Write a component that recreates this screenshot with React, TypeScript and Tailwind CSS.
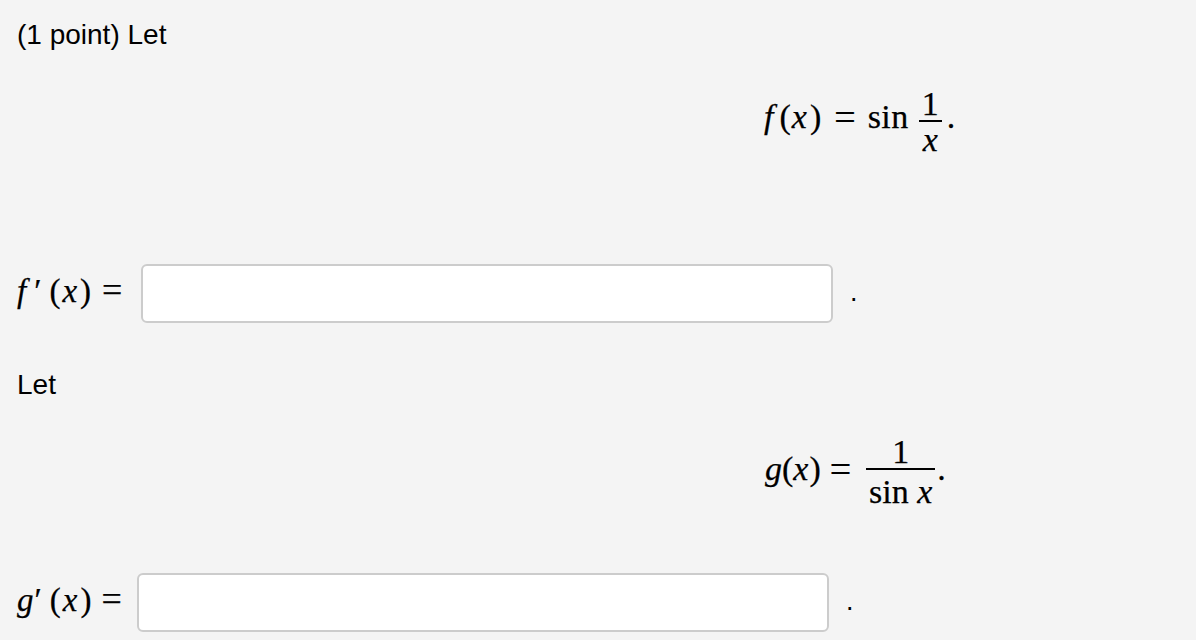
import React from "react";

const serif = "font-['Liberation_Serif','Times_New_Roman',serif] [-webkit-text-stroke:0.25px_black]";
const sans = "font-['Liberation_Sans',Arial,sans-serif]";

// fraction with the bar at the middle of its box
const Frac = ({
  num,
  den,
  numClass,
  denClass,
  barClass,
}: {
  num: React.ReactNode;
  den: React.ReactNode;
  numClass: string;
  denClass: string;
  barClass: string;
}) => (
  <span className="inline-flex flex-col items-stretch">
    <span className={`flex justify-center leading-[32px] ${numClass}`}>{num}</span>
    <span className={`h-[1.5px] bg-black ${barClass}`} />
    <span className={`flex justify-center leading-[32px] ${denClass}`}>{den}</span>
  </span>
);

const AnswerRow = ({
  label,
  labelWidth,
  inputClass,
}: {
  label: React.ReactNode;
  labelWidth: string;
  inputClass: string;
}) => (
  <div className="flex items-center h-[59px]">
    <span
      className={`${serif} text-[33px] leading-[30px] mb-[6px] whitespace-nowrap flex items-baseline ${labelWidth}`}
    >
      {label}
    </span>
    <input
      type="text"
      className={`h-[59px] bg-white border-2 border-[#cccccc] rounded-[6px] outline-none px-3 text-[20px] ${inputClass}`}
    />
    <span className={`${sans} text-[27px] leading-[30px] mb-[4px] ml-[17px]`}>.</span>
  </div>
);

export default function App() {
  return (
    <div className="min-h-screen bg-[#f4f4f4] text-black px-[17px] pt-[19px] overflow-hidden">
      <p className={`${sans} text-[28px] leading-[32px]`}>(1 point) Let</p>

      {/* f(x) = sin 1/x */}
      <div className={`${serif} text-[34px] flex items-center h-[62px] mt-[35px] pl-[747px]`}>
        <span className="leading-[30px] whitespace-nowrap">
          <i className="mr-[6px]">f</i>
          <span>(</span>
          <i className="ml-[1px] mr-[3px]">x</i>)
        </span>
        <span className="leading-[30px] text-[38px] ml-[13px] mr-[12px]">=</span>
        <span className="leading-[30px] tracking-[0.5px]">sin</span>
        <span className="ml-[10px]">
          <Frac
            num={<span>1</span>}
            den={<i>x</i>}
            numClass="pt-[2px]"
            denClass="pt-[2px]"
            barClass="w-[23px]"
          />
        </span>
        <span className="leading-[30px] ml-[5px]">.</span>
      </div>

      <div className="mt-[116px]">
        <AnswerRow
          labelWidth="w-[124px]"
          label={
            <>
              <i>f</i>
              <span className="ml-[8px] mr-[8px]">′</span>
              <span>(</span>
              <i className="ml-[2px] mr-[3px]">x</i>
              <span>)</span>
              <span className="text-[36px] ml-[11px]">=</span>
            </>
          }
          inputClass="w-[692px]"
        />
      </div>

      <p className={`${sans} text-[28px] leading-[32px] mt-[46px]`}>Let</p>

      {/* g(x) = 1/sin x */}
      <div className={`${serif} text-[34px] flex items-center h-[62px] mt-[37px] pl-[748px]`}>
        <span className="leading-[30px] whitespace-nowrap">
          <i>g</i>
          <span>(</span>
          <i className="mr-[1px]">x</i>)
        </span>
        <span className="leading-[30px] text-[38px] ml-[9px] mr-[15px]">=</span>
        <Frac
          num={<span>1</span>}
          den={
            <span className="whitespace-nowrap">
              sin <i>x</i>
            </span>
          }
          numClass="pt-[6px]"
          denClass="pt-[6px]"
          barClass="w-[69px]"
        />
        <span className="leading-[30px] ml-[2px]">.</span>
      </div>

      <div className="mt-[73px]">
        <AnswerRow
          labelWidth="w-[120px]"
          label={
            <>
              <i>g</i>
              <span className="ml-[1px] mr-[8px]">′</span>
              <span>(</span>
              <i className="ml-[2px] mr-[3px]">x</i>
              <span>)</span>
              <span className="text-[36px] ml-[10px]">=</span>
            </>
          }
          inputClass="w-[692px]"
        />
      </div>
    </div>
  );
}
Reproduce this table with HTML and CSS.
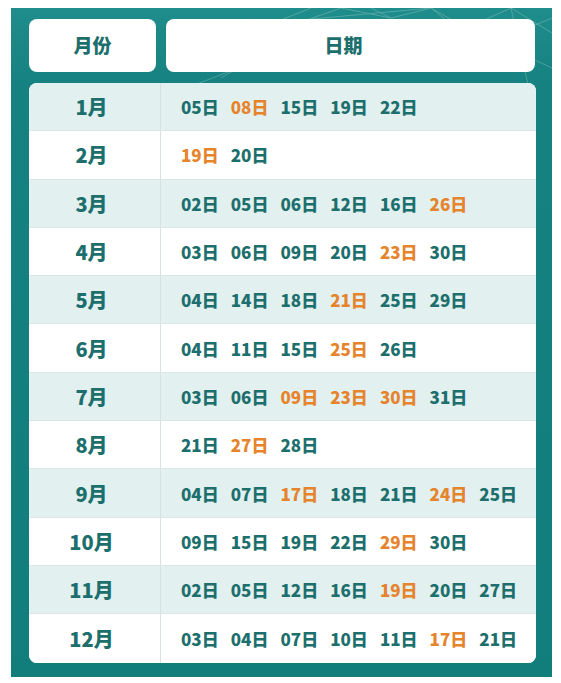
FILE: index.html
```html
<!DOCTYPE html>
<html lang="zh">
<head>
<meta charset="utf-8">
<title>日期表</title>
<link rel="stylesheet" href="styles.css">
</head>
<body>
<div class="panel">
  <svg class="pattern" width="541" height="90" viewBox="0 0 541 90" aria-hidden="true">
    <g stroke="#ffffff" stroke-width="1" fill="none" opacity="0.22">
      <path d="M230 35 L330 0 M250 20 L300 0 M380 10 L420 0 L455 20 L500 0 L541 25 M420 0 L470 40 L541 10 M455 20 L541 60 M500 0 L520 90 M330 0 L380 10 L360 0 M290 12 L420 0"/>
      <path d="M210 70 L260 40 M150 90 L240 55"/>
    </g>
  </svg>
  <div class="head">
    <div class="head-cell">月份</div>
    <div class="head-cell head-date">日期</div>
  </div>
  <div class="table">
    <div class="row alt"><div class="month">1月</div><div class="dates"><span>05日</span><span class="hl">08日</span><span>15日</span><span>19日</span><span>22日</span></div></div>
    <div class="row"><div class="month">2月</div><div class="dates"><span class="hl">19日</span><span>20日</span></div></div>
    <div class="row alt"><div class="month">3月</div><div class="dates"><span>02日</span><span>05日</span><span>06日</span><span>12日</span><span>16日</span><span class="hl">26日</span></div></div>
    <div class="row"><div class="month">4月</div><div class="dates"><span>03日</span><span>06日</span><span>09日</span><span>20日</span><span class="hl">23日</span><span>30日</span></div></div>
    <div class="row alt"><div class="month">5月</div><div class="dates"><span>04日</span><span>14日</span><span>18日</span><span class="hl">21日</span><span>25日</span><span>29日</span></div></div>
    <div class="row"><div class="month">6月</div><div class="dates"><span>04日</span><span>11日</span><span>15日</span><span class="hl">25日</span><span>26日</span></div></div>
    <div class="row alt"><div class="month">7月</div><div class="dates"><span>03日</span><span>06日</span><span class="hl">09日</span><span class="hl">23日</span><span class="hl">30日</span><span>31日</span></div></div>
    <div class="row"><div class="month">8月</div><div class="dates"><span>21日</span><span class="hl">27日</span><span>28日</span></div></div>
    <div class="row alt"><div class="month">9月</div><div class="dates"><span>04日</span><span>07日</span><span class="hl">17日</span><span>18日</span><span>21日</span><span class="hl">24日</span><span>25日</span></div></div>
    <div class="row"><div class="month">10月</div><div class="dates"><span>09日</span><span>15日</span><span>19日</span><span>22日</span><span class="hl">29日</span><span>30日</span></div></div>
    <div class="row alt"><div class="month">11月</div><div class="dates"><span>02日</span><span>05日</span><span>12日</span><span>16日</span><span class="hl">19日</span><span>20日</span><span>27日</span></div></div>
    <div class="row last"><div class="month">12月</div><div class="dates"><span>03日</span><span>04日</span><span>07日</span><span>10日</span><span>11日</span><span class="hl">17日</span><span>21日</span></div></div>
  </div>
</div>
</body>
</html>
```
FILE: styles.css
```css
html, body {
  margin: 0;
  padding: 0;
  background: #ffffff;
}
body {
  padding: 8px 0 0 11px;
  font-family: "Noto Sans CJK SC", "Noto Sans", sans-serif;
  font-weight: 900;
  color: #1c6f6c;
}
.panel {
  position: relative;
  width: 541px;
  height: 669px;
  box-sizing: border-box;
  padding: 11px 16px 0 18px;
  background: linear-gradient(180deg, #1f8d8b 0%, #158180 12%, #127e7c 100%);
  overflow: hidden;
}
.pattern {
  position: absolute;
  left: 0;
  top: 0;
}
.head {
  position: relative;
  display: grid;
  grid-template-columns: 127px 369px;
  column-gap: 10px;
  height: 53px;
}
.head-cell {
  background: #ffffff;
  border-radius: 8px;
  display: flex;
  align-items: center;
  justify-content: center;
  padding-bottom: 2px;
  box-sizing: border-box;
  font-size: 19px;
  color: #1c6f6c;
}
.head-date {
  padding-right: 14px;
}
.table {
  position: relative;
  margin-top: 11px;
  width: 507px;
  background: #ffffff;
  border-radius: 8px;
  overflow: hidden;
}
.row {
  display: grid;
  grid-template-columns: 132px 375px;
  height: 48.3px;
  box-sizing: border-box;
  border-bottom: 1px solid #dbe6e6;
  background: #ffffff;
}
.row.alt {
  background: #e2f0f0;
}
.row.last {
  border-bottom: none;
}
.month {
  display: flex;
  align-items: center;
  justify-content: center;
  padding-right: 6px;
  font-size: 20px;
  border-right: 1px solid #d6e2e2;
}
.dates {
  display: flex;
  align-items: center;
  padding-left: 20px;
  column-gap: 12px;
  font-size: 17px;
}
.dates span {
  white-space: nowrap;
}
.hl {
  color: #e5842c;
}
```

:: Short problem ::
Omitting all pictures, restate exactly the lines of the material from its start through the line that contains "import React from".

:: Expected answer ::
Write a component that recreates this screenshot with React, TypeScript and Tailwind CSS.
import React from "react";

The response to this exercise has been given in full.